The safeAnd block then takes in the EStop signal, expected to be high, with drive error acknowledgment from the PLC. This lets the PLC acknowledge drive errors and if the EStop has been reset since it was last pressed, the bSafetyErrorAck then pushes the error acknowledgment to the drive. CTRL+Click to select all the error acks on each drive.

Save-All when done.

Finishing the Safe Motion Wizard Project

Looking at the newly created safe motion wizard project, there is nothing in the SALs we need to touch as the wizard handles it all. For this example, since we have multiple AMP8xxx series drives, we need to do multisettings. If you only had one drive, this part is not necessary, and you can skip to the last section.

Multi-Settings

In the safe motion wizard project, there is a last bit of configuration to be done before everything fits nicely together. If we open the Multi-settings.sms, we see all the drives we previously added. If we horizontally scroll to the right, we can see that Run and Err_Ack don’t have all the same links as the first motor.

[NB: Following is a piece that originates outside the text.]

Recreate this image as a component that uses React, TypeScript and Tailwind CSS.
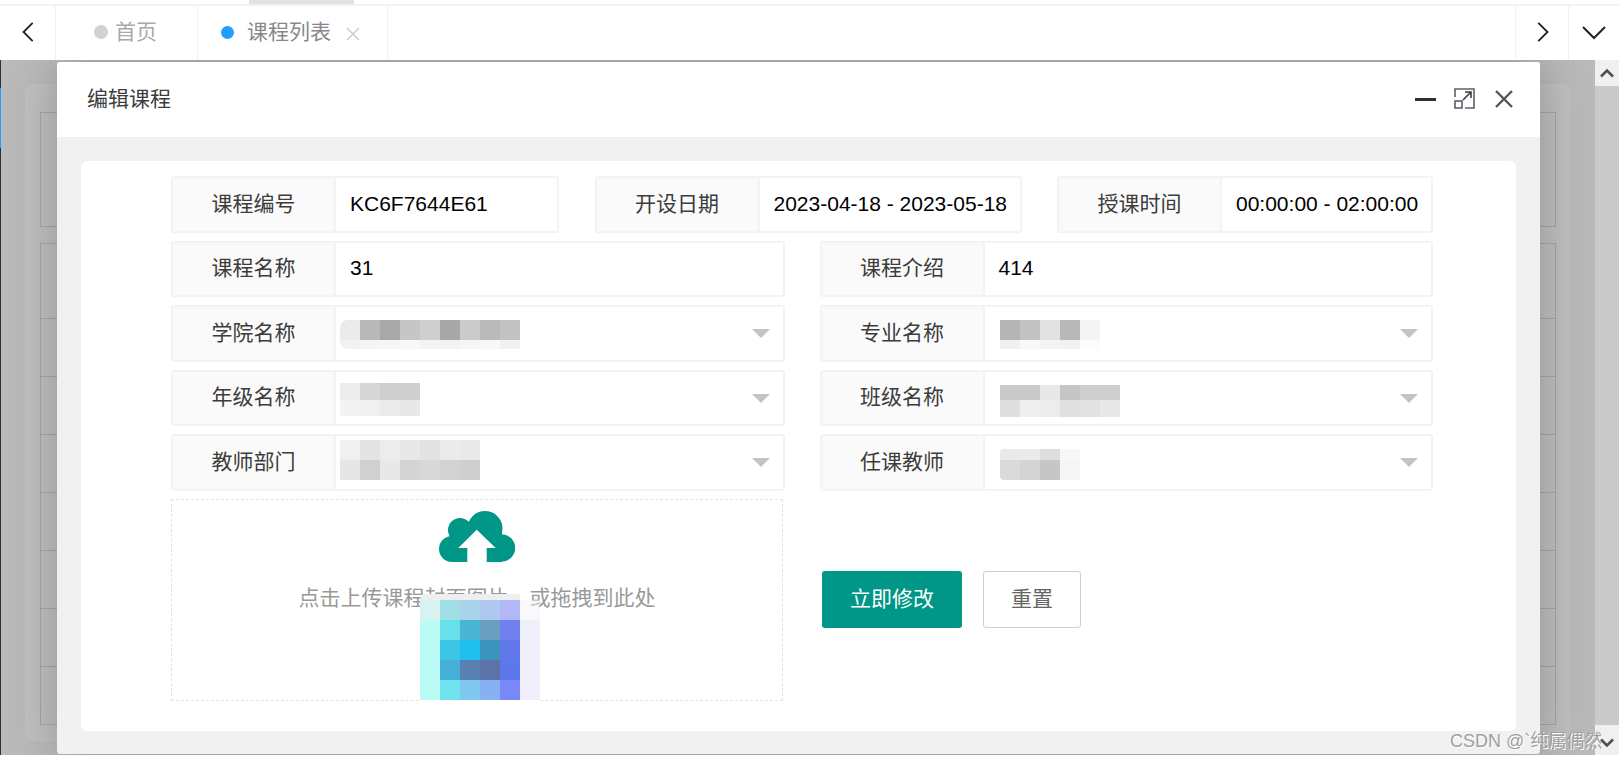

You need to click the “…” on each and add the run and err ack links. Then it should look like this when it is finished.

Completing and Downloading

With the projects complete, you can now verify the main project and then perform a multi-download.

Now activate the configuration.

Using the login feature on the PLC, you can now toggle the ErrAck and Run signals. You will now be able to move the motors via the MOTION project, or Drive Manager 2.